Tony Phillips and his wife Mary Jo were returning home to Pottsville just after midnight yesterday when the window in their Tarago van was shattered after being hit with what Mr Phillips believes was a rock.

"We were going around the roundabout near the primary school and there were about 10 to 15 young people, aged between 12 and 18 years old, standing about," Mr Phillips said.

"As we got level with them one kid came racing across and threw something and then the side window of the van blew up.

"It could've killed us. It was a deadly thing to do."

In shock, Mrs Phillips drove the short distance home and Mr Phillips raced upstairs and rang 000.

"A bloke came on after a minute or so and I told him I needed the police. He put me on hold and came back a few times and finally said he'd transfer me to the Tweed station.

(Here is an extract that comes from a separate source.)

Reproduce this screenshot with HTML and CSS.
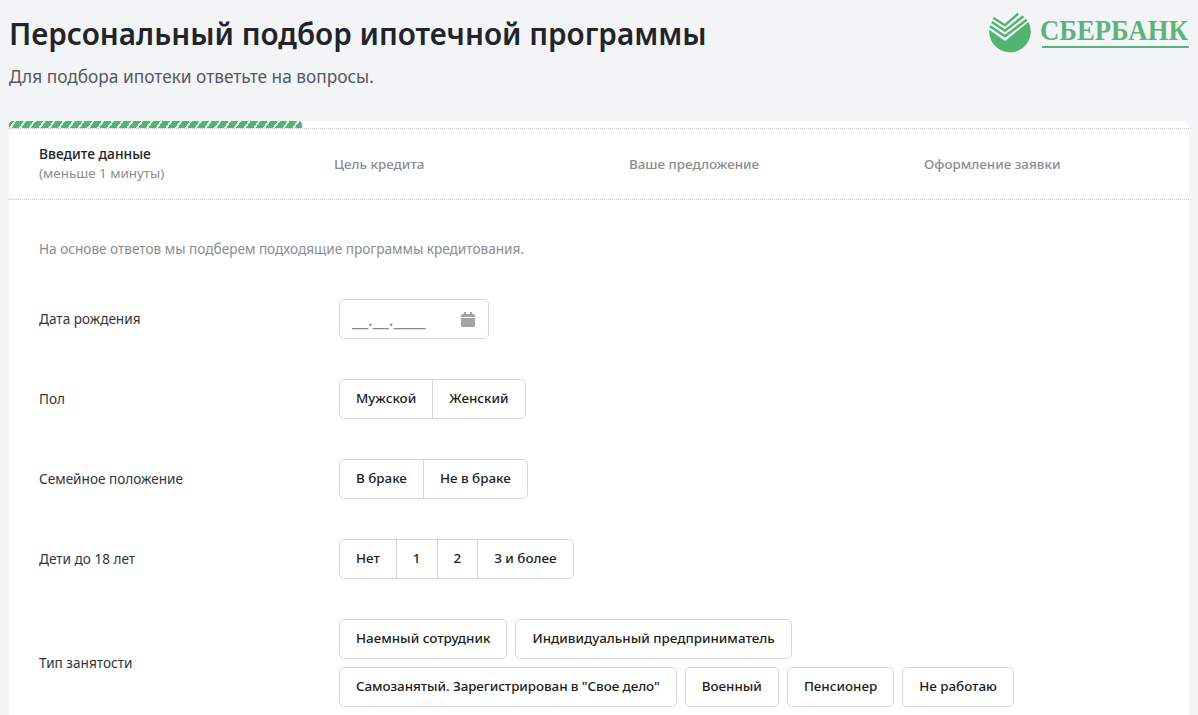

"It took about 20 minutes to report what happened, but in the end no-one turned up anyway, so this morning I rang Kingscliff and there was no-one there. I was diverted to Tweed Heads and gave them the report number and the copper said, 'We didn't do anything because we had no staff'.

"I was told there were only two people on duty in the area other than two on in Murwillumbah."

Mr Phillips said trouble with gangs of young people around Pottsville and the Tweed coast had been increasing in the past 12 months.

"The coppers can't do anything because they're never here," he said.

"Pottsville needs a police presence. I've now got to pay more than $500 excess on my insurance, but there's no guarantee it won't happen again next week.

"Police are supposed to be able to protect us better than that, but this is going on all the time.

"Mary Jo was shaking for more than half an hour when we got home. It really frightened us."

The Daily News attempted to get a response from police yesterday but was told there was not a duty officer available to comment at either Tweed Heads or Byron Bay. Only select police can make comments to the media.

Mr Phillips said the problem of gangs of young people roaming the streets at night was ongoing.

"What gets me is that there were up to 15 young kids out on the street after midnight and their parents didn't have a clue where their kids were ... or they didn't care," he said.

Meanwhile, Tweed MP Neville Newell said last week that police numbers "are at a good level", with eight new police tasked to the Tweed/Byron Local Area Command, bringing the total to a record 186.

Nationals candidate Geoff Provest has promised to send more police to Murwillumbah, Kingscliff and the Tweed, with Kingscliff and Murwillumbah to become 24-hour stations.